• What to work on:
Only the pictures are omitted; repeat all other data exactly.

• Supplied records:
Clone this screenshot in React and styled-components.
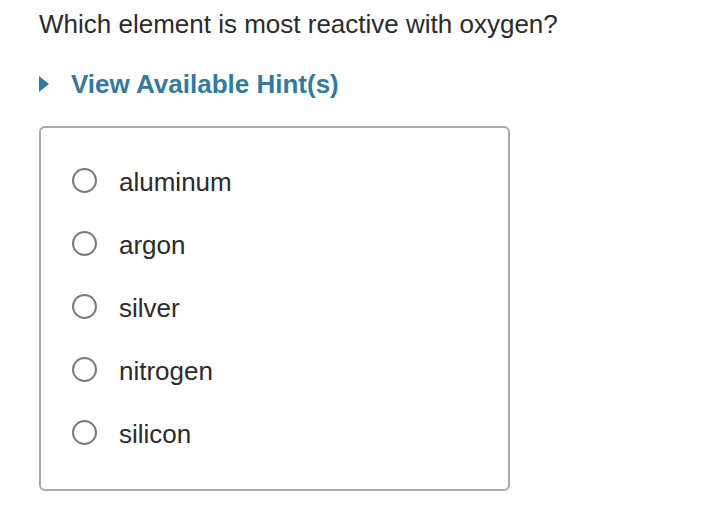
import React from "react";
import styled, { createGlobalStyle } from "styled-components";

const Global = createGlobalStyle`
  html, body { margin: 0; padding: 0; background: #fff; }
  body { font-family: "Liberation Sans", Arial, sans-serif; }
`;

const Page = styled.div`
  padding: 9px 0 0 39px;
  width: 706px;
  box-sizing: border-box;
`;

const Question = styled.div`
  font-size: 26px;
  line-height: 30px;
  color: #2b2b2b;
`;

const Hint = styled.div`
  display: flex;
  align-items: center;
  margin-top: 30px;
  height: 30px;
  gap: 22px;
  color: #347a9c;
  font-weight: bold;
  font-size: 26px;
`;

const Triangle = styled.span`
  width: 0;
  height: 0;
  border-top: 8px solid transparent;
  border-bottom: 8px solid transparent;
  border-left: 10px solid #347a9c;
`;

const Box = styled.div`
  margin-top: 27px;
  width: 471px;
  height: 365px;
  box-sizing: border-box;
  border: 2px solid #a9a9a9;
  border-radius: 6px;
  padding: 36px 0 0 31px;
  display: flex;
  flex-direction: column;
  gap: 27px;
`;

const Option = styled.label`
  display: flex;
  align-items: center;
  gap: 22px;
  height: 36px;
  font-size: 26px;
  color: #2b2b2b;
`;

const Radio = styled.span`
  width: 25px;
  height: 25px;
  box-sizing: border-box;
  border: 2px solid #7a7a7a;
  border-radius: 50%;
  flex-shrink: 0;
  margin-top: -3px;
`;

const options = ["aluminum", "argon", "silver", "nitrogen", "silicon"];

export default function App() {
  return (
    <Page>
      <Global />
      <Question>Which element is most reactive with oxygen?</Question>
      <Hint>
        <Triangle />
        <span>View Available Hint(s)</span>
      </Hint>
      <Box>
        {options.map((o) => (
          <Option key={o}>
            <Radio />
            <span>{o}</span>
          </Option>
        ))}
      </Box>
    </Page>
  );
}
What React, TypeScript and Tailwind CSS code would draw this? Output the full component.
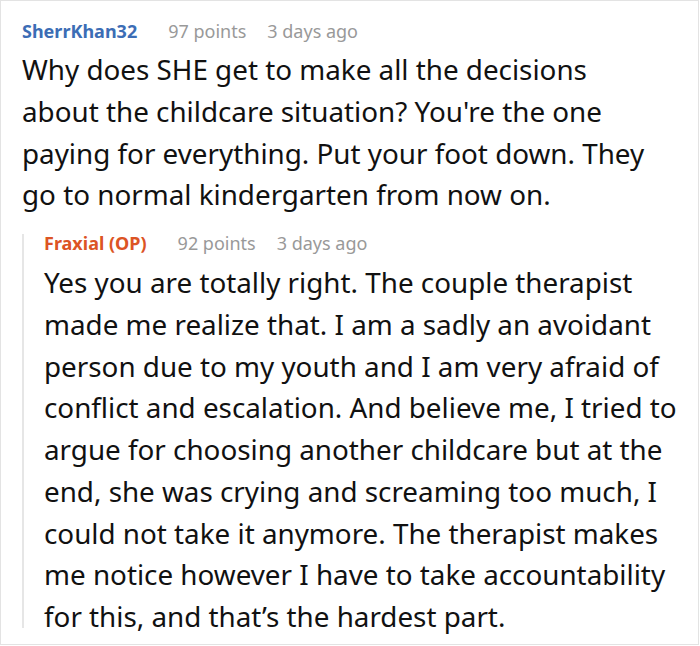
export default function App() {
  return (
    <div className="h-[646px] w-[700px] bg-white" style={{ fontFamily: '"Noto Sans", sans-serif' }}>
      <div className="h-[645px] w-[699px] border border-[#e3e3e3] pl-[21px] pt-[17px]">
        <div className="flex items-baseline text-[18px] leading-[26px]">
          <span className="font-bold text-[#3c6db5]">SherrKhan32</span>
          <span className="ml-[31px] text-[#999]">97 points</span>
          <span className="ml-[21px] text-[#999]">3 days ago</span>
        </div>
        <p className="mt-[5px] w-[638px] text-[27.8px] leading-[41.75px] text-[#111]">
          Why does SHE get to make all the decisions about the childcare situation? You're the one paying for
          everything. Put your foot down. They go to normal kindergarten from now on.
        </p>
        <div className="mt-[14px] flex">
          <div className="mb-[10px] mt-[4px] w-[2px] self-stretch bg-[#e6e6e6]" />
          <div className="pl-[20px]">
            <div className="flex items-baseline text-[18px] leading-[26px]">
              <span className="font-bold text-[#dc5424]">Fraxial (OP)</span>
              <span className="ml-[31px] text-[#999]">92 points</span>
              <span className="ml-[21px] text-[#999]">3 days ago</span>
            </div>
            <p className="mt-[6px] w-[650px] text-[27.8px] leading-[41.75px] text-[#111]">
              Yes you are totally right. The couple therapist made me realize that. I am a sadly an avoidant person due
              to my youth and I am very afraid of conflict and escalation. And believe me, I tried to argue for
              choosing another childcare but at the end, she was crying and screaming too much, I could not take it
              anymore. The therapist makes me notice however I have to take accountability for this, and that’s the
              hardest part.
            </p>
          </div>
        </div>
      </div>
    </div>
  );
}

• Final result:
Clone this screenshot in React and styled-components.
import React from "react";
import styled, { createGlobalStyle } from "styled-components";

const Global = createGlobalStyle`
  html, body { margin: 0; padding: 0; background: #fff; }
  body { font-family: "Liberation Sans", Arial, sans-serif; }
`;

const Page = styled.div`
  padding: 9px 0 0 39px;
  width: 706px;
  box-sizing: border-box;
`;

const Question = styled.div`
  font-size: 26px;
  line-height: 30px;
  color: #2b2b2b;
`;

const Hint = styled.div`
  display: flex;
  align-items: center;
  margin-top: 30px;
  height: 30px;
  gap: 22px;
  color: #347a9c;
  font-weight: bold;
  font-size: 26px;
`;

const Triangle = styled.span`
  width: 0;
  height: 0;
  border-top: 8px solid transparent;
  border-bottom: 8px solid transparent;
  border-left: 10px solid #347a9c;
`;

const Box = styled.div`
  margin-top: 27px;
  width: 471px;
  height: 365px;
  box-sizing: border-box;
  border: 2px solid #a9a9a9;
  border-radius: 6px;
  padding: 36px 0 0 31px;
  display: flex;
  flex-direction: column;
  gap: 27px;
`;

const Option = styled.label`
  display: flex;
  align-items: center;
  gap: 22px;
  height: 36px;
  font-size: 26px;
  color: #2b2b2b;
`;

const Radio = styled.span`
  width: 25px;
  height: 25px;
  box-sizing: border-box;
  border: 2px solid #7a7a7a;
  border-radius: 50%;
  flex-shrink: 0;
  margin-top: -3px;
`;

const options = ["aluminum", "argon", "silver", "nitrogen", "silicon"];

export default function App() {
  return (
    <Page>
      <Global />
      <Question>Which element is most reactive with oxygen?</Question>
      <Hint>
        <Triangle />
        <span>View Available Hint(s)</span>
      </Hint>
      <Box>
        {options.map((o) => (
          <Option key={o}>
            <Radio />
            <span>{o}</span>
          </Option>
        ))}
      </Box>
    </Page>
  );
}
What React, TypeScript and Tailwind CSS code would draw this? Output the full component.
export default function App() {
  return (
    <div className="h-[646px] w-[700px] bg-white" style={{ fontFamily: '"Noto Sans", sans-serif' }}>
      <div className="h-[645px] w-[699px] border border-[#e3e3e3] pl-[21px] pt-[17px]">
        <div className="flex items-baseline text-[18px] leading-[26px]">
          <span className="font-bold text-[#3c6db5]">SherrKhan32</span>
          <span className="ml-[31px] text-[#999]">97 points</span>
          <span className="ml-[21px] text-[#999]">3 days ago</span>
        </div>
        <p className="mt-[5px] w-[638px] text-[27.8px] leading-[41.75px] text-[#111]">
          Why does SHE get to make all the decisions about the childcare situation? You're the one paying for
          everything. Put your foot down. They go to normal kindergarten from now on.
        </p>
        <div className="mt-[14px] flex">
          <div className="mb-[10px] mt-[4px] w-[2px] self-stretch bg-[#e6e6e6]" />
          <div className="pl-[20px]">
            <div className="flex items-baseline text-[18px] leading-[26px]">
              <span className="font-bold text-[#dc5424]">Fraxial (OP)</span>
              <span className="ml-[31px] text-[#999]">92 points</span>
              <span className="ml-[21px] text-[#999]">3 days ago</span>
            </div>
            <p className="mt-[6px] w-[650px] text-[27.8px] leading-[41.75px] text-[#111]">
              Yes you are totally right. The couple therapist made me realize that. I am a sadly an avoidant person due
              to my youth and I am very afraid of conflict and escalation. And believe me, I tried to argue for
              choosing another childcare but at the end, she was crying and screaming too much, I could not take it
              anymore. The therapist makes me notice however I have to take accountability for this, and that’s the
              hardest part.
            </p>
          </div>
        </div>
      </div>
    </div>
  );
}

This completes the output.